Authored by kib on Oct 8 2016, 5:28 PM.
Tags
None
Referenced Files
Unknown Object (File)
Wed, Nov 20, 8:33 PM
Unknown Object (File)
Sun, Nov 17, 8:02 AM
Unknown Object (File)
Sun, Nov 17, 12:58 AM
Unknown Object (File)
Mon, Nov 11, 2:29 PM
Unknown Object (File)
Mon, Nov 11, 6:08 AM
Unknown Object (File)
Thu, Oct 31, 5:41 PM
Unknown Object (File)
Fri, Oct 25, 4:16 PM
Unknown Object (File)
Oct 20 2024, 8:13 PM
Subscribers

Details

Summary

This is mostly optional FFS pager which, comparing with the generic local fs pager from vnode_pager.c, correctly operates on FFS volumes which underlying block device has block size larger than the machine page size.

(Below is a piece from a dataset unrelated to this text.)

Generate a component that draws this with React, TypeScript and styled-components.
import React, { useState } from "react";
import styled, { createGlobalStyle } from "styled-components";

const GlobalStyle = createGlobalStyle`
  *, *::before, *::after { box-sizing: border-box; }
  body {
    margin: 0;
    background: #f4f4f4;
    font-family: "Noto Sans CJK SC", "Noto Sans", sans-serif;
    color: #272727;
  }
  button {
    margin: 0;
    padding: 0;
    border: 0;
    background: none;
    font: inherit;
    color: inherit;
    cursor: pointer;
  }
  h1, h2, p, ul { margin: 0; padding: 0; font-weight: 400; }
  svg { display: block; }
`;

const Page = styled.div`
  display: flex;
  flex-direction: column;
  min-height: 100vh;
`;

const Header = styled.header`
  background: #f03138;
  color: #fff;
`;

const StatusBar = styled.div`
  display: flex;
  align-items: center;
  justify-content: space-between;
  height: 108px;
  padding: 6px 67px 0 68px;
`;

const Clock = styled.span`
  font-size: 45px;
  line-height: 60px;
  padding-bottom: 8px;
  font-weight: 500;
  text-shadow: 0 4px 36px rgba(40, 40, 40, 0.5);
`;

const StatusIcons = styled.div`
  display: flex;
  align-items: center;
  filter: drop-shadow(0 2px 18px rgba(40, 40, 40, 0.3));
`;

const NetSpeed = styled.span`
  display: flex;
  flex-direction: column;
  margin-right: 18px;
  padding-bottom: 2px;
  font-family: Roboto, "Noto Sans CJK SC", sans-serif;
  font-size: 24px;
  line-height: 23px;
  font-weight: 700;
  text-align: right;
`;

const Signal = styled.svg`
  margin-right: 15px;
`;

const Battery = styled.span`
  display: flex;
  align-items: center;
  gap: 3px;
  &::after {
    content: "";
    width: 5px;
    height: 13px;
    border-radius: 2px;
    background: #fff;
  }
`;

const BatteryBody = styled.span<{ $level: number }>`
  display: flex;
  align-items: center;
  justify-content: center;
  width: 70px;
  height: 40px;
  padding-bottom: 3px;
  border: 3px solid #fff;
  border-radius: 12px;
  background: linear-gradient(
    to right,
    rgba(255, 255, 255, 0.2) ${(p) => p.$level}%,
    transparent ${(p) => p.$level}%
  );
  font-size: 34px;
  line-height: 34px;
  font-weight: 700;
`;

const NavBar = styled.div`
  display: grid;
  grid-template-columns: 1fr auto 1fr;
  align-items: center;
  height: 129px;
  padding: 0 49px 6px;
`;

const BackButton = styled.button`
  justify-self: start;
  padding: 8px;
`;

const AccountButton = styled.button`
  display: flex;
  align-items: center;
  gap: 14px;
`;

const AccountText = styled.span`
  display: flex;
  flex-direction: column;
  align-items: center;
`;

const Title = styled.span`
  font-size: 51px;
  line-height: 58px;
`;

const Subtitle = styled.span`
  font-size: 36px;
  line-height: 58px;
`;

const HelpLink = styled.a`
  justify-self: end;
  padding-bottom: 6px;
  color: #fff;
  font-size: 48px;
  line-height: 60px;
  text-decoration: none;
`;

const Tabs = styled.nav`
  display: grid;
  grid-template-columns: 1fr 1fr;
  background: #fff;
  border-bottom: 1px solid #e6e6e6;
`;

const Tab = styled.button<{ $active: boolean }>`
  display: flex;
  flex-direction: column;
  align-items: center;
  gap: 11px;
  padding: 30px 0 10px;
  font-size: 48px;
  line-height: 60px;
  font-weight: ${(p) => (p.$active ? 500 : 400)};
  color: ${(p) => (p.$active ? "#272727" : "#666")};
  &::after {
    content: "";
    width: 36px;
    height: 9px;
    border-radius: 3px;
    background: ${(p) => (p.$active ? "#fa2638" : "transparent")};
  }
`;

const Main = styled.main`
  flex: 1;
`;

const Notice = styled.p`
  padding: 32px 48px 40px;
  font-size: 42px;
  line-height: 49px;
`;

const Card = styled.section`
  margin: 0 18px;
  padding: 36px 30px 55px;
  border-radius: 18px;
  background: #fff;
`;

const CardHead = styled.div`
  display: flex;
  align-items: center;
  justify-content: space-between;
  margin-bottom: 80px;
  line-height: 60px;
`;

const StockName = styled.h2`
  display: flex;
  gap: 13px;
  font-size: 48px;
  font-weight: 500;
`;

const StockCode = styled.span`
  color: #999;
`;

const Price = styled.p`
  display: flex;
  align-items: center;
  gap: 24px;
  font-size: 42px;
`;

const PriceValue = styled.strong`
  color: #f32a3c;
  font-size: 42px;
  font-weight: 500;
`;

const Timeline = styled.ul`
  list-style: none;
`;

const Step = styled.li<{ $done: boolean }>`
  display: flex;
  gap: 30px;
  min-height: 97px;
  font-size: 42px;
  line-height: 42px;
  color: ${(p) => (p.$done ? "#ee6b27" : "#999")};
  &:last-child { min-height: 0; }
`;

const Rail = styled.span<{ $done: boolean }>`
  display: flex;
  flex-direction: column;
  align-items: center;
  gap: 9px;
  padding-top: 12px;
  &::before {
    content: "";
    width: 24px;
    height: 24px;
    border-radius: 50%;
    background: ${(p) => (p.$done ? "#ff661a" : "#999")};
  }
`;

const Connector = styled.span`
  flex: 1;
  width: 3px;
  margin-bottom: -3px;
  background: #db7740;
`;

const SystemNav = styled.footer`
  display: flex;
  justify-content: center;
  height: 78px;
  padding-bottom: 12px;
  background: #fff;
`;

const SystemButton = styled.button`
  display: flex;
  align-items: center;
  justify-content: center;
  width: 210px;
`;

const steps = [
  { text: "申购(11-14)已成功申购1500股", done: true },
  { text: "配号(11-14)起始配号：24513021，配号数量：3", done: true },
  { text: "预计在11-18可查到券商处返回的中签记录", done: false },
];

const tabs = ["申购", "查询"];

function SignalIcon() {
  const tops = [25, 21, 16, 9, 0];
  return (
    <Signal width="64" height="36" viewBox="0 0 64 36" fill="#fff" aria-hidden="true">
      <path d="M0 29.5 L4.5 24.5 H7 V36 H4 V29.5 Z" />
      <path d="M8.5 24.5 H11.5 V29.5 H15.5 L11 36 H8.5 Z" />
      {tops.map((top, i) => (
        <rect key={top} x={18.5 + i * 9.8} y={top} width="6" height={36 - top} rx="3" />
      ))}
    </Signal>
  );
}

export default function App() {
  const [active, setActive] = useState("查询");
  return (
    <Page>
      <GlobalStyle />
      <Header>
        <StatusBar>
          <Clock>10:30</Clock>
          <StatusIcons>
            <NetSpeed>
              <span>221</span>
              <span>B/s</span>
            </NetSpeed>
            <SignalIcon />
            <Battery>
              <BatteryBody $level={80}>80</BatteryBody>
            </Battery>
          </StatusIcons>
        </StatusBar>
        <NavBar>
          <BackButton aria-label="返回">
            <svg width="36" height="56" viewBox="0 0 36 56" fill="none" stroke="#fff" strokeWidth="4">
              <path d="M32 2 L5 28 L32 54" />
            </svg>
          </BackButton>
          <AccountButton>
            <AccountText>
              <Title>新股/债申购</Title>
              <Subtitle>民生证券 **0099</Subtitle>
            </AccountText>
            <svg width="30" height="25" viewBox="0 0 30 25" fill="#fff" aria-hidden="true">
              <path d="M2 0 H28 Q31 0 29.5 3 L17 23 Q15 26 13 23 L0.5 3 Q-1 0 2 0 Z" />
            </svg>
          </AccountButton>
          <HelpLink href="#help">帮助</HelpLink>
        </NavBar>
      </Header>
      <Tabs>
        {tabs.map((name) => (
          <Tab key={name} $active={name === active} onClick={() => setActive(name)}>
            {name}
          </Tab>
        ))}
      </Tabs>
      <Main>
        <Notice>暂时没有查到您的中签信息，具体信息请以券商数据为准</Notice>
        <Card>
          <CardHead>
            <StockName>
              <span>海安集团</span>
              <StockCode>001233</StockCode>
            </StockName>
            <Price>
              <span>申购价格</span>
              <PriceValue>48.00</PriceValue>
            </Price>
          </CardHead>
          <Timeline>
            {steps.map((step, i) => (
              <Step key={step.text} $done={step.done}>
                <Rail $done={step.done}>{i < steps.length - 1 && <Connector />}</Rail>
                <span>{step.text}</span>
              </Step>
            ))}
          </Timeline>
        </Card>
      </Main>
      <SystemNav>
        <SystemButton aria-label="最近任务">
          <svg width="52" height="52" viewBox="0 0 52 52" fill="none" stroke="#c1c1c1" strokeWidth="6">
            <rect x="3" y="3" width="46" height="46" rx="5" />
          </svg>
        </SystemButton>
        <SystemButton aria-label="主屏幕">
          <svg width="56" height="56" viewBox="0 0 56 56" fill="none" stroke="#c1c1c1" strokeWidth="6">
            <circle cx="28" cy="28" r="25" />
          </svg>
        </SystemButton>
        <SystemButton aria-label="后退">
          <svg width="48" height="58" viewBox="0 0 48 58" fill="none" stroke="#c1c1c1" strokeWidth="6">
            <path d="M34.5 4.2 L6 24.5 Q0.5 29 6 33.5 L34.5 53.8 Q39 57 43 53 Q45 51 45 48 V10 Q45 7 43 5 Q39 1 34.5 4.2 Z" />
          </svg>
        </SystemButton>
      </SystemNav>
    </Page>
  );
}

Main issue there is that vnode_pager.c cannot easily align page-in requests on the block size. It would need to grab and busy pages outside the page-in run, and handle valid pages in the run extensions. Buffer cache/FFS already handle these problems, so simply bread()-ing the corresponding buffers provides the pager functionality almost for free. In particular, the most delicate issue with valid pages substitutions by bogus pages is avoided.

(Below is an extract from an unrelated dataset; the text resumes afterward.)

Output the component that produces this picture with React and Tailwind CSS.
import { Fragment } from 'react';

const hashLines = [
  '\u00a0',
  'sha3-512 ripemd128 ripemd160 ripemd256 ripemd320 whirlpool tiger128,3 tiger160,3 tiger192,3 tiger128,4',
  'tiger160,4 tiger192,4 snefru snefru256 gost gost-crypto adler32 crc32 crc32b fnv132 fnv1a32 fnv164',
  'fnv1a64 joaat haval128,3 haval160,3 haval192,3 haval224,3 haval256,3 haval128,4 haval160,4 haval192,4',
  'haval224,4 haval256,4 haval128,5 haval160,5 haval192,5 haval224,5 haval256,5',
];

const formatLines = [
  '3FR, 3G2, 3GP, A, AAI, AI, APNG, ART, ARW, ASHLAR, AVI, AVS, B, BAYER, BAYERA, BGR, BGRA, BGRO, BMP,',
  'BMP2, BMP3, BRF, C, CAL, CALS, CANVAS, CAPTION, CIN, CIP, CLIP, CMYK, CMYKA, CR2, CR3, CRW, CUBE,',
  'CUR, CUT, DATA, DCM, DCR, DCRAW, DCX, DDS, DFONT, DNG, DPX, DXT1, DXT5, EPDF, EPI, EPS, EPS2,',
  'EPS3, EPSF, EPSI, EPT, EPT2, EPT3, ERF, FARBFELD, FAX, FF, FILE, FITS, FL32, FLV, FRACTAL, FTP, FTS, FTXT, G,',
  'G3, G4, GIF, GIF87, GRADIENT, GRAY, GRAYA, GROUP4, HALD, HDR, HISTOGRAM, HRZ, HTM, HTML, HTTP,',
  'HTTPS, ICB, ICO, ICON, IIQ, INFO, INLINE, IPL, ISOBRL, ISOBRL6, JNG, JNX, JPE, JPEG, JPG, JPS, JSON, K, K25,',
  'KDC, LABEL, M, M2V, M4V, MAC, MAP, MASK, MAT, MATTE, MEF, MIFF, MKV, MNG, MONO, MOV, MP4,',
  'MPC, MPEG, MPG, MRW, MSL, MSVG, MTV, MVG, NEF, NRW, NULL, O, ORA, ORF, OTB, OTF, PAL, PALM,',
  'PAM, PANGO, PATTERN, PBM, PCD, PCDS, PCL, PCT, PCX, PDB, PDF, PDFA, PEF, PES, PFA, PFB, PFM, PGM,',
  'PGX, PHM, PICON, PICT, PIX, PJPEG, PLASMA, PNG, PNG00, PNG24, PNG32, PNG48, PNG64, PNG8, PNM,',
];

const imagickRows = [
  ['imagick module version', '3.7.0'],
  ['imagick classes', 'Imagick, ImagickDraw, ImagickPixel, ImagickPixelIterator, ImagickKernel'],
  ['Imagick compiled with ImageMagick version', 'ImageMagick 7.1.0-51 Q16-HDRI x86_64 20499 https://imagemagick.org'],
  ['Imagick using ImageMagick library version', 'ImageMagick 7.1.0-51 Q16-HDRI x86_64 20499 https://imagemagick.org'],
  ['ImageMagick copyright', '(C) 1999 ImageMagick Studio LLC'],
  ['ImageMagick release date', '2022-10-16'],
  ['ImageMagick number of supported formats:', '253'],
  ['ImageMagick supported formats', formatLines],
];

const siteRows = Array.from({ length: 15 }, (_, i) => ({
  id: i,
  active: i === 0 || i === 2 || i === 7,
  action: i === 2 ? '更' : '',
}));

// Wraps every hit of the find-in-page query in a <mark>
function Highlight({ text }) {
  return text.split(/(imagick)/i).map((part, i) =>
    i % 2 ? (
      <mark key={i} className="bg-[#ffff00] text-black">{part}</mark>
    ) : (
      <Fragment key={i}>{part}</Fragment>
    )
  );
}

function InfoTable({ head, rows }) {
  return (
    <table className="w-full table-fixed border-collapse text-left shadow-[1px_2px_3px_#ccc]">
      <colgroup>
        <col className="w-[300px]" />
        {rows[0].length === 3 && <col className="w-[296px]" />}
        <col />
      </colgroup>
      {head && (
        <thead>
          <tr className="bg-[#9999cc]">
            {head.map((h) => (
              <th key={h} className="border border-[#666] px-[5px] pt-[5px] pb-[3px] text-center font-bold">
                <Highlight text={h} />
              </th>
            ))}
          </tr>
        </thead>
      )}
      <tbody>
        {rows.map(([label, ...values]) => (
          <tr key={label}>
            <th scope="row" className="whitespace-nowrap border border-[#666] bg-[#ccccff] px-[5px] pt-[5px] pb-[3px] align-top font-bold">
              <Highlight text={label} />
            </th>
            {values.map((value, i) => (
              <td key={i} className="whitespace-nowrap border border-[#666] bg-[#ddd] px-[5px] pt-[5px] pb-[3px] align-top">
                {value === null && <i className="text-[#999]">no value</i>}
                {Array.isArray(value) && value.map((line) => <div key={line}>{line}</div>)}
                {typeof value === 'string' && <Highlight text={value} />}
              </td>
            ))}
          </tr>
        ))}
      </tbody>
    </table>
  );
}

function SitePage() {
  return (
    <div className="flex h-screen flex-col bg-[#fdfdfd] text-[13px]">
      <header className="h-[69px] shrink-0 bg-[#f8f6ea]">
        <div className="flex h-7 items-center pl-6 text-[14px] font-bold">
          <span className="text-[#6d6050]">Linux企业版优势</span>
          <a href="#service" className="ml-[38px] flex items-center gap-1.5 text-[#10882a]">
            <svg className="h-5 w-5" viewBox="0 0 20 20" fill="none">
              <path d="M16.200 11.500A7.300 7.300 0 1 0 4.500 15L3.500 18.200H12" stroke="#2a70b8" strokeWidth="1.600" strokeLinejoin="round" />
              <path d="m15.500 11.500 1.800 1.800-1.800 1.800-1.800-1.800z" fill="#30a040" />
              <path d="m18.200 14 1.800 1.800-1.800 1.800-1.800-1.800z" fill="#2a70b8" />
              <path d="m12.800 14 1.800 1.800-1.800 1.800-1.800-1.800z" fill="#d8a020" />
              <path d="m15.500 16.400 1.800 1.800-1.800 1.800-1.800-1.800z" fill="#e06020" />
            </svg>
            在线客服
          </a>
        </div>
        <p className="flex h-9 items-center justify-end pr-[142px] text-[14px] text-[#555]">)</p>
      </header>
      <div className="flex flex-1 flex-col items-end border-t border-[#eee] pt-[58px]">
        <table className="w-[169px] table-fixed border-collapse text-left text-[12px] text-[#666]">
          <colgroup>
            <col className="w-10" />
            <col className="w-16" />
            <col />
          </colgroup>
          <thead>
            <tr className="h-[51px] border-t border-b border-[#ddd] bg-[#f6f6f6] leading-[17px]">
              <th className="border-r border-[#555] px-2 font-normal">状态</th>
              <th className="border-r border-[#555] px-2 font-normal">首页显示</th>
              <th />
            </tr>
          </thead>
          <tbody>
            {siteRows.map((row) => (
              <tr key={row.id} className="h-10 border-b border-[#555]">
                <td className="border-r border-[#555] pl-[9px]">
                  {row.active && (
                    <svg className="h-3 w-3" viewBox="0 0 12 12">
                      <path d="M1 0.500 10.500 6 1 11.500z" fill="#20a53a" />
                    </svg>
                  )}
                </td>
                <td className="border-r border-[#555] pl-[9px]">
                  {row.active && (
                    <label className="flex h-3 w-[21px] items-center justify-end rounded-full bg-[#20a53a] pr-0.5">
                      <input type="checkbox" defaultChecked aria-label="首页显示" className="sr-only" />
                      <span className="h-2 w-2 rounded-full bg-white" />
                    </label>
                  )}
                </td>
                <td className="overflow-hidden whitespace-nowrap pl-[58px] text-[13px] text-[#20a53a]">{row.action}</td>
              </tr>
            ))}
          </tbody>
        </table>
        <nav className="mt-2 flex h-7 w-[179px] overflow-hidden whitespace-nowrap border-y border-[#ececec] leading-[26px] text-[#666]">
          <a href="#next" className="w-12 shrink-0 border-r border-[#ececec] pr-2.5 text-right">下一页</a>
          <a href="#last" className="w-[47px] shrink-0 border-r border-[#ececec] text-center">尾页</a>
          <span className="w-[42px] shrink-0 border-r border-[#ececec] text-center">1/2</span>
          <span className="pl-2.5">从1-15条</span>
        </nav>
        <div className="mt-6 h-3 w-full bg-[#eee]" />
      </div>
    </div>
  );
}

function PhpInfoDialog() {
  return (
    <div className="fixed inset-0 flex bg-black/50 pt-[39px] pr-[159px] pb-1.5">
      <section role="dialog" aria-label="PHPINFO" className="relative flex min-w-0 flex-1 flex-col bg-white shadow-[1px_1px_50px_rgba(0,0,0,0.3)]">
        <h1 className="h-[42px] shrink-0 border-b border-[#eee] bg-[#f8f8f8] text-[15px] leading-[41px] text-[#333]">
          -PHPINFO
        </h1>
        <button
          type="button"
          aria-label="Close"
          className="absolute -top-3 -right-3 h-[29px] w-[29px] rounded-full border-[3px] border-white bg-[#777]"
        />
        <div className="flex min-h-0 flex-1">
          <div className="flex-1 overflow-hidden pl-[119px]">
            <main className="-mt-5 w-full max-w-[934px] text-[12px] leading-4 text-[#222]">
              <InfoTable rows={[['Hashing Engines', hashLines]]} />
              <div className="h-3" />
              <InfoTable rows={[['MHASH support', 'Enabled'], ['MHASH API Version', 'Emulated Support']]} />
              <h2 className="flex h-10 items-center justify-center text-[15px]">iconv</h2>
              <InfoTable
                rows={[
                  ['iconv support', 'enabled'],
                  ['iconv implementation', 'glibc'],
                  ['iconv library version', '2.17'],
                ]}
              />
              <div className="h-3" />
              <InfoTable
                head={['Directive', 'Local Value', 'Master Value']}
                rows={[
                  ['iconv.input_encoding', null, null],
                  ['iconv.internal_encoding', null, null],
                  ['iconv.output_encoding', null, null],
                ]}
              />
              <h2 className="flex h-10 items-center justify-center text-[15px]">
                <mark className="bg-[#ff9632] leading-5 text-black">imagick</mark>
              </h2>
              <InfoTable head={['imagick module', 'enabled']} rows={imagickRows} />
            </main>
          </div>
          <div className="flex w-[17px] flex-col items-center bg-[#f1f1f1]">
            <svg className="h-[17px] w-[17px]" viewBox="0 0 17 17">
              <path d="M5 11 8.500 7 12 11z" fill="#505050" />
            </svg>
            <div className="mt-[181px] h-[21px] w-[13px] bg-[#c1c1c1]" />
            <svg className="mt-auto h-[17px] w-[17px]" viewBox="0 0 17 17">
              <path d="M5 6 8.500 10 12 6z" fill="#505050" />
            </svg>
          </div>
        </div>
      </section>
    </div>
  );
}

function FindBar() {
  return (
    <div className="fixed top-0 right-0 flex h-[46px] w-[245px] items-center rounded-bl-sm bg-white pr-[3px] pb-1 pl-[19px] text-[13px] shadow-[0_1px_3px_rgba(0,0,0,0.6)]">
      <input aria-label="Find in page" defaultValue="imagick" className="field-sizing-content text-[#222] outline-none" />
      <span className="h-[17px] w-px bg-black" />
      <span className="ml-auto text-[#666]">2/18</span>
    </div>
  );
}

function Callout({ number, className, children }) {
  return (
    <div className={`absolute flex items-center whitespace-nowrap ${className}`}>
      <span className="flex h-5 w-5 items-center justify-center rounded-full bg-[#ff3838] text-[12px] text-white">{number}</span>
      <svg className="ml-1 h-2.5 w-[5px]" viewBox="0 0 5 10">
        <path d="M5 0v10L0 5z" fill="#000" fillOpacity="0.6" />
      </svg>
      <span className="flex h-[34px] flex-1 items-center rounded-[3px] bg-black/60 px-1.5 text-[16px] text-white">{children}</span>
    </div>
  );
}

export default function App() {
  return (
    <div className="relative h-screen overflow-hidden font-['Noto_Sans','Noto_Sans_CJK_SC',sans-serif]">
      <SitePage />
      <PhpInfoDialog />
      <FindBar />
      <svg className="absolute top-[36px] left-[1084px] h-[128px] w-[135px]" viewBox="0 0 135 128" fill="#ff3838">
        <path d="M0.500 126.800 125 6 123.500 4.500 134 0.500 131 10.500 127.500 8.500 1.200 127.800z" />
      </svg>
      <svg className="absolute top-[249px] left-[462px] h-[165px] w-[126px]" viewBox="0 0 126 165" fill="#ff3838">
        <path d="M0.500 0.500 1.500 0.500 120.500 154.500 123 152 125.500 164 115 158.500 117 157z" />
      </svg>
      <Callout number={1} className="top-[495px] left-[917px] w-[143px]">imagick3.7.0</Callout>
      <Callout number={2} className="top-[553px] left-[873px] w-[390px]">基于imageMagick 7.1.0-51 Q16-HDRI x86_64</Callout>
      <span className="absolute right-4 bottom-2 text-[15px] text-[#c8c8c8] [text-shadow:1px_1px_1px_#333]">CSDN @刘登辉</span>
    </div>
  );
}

The only problematic issue is that exclusively busy state, which is assumed by the vm_pager_getpages() interface, is incompatible with the VMIO buffer cache desire to shared-busy pages. Most of the code handles the downgrade (trivial) before reading buffers, and less trivial upgrade from the shared-busy to excl-busy.

I release buffers after the read, if possible (see the check for b_dep and B_RELBUF flag setting) to somewhat ease the buffer cache pressure, this is probably not strictly needed.

Test Plan

Patch was tested by Peter on both 8K and normal volumes, for later the sysctl vfs.ffs.use_buf_pager = 1 was set. In fact I might benchmark this to consider changing default to use_buf_pager = 1 for HEAD (but did not, yet).

Diff Detail

Repository
rS FreeBSD src repository - subversion
Lint
Lint Not Applicable
Unit
Tests Not Applicable

Event Timeline

There are a very large number of changes, so older changes are hidden. Show Older Changes

Did you consider some mechanism (e.g. new buf flag) to indicate to the buffer cache that the pages are already (exclusive-)busied? Is there some reason this wouldn't be sufficient?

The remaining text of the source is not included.